I like Crane’s writing style and I love a good Putting The Band Back Togetherbut the borderline misogyny and treating women as property thing just really got to me. Ajax is such a supreme alphahole. Within the first few pages he shoves the heroine against a wall because she won’t use his road name. He’s just constantly pushing, ordering and dragging Sophie around and even makes reference to punishing her by hitting her. And I guess maybe the uber-alpha-masculinity is a staple in MC books and a favorite trope of the authors who write this series ? I just didn’t notice it as much in Yates’ book. Probably because that hero in that book was questioning some of the things about the motorcycle club life.

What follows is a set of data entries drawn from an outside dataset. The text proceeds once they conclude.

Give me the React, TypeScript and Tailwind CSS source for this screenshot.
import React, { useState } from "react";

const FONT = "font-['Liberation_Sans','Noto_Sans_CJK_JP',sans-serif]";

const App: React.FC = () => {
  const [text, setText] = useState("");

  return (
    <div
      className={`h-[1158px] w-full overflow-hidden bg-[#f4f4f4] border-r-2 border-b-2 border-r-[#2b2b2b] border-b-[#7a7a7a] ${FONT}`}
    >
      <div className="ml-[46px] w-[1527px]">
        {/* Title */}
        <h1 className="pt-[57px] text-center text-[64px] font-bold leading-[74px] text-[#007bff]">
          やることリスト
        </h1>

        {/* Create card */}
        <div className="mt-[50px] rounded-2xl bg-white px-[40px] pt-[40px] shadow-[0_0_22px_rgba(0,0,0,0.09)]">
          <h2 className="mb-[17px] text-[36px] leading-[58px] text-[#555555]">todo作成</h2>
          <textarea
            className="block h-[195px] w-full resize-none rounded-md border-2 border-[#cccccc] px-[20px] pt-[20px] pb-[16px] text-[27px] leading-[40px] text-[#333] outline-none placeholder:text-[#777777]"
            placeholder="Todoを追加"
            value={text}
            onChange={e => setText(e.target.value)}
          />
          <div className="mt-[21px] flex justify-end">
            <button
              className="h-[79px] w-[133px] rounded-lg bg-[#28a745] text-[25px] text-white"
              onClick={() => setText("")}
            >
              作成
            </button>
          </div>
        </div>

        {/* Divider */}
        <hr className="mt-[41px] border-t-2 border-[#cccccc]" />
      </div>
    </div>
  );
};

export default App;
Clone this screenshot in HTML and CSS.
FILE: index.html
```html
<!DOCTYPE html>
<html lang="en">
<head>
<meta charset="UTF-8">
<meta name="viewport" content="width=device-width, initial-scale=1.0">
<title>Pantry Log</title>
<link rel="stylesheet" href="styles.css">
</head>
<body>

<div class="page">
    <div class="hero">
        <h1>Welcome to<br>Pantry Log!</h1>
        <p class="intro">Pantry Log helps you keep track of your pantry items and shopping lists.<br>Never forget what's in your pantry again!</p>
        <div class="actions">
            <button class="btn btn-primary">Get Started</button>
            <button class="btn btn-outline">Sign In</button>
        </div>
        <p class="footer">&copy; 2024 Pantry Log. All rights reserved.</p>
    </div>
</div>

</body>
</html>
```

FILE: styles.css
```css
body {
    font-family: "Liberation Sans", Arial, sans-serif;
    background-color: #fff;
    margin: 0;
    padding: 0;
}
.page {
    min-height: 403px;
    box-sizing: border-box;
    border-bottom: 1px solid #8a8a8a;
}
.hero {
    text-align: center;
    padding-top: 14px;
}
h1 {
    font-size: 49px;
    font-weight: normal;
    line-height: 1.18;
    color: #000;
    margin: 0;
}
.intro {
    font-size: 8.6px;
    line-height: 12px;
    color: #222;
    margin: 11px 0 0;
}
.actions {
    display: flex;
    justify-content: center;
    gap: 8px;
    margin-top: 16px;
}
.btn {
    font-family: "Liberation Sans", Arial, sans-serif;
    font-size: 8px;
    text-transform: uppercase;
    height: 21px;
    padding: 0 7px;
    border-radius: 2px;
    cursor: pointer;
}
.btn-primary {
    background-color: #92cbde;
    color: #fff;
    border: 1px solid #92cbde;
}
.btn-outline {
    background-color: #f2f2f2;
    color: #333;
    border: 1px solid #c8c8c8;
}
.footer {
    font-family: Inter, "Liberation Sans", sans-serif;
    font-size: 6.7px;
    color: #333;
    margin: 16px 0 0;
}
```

Sophie is billed as this tough character who can “take it” and hold her own, but she just fell flat and she was constantly walking outside in provocative clothes for reasons that aren’t 100% clear to me.* I just really wished Sophie had been better developed or had some friends who she could talk to so she didn’t seem so one dimensional and dependent on Ajax.
With a promising plot but flat characters, alpha overload and toxic masculinity galore– this book should have been a DNF for me but I wanted to give it a full chance and it only got worse.
* Okay, so I guess the reason this book opens with Sophie walking the street dressed as a topless showgirl is becauseCrane saw a woman actually doing this and it inspired her to put together this series.